As the dance community grows it becomes harder for a dancer to be recognised outside of her local community. I have spent years quietly working away, improving my dance and teaching others. A few friends have put in a good word for me here and there (for which I am eternally grateful) which has opened doors for me, but with more and more good dancers out there even this is not as effective as it was. Winning a competition is your passport to recognition (on Facebook if nowhere else!) and potentially much more work. Soon enough no dancer’s CV will be complete without a title. Instead of listening to endless variations along the lines of “X has been ballet/tap/jazz dancing since she was three/in the womb/a twinkle in her father’s eye then discovered bellydance which struck a chord with her thanks to her Moroccan cousin/Turkish grandma/great great uncle who once visited Egypt” you will be treated to “X, winner of Super Ultra Bellydancer of the Century, has been…”. Now, I can’t write a biography like that because I preferred books to ballet as a child and my heritage remains stubbornly British, but a competition win would be a lovely addition to my CV. Sadly for me, a lot of other, better dancers have the same idea!

I don’t pretend competitions come without their downside. Losing can be a huge blow, from which you need time to recover. They do not encourage diversity. You pretty much have to dance Oriental (although one aspect of the Shimmy in the City competition I am particularly looking forward to watching is the folkloric round). Watching one Oriental dancer after another all afternoon makes you long for a lovely baladi progression, but it would be a brave dancer who did that. With sameness of music comes sameness of costumes and interpretation. I haven’t seen a particularly diverse range of ages and body types in bellydance competitions, but then again I have only seen a small subset. I would be interested to look at a wider sample. The spectre of dance politics is always hovering in the air, no matter what steps are taken towards putting together an impartial judging panel.
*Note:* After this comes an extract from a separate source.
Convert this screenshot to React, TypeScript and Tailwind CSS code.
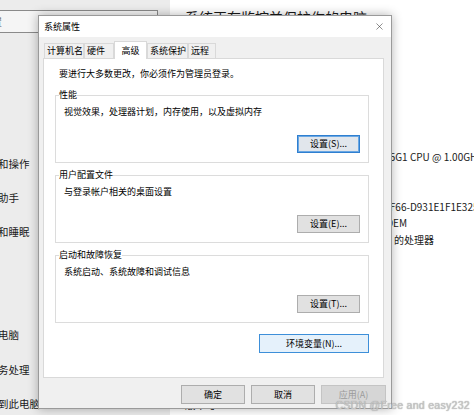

However, competitions are not going away. No festival is complete without a competition now. Personally I would prefer to see an open platform where you could ask for feedback (for money, of course) but the days of open platforms are gone so I will embrace the new. Until I lose again. And then I’ll only stop for a little bit, no matter what I say afterwards :) .

So why do you enter, or not enter competitions? Why do you judge, or decline to judge them?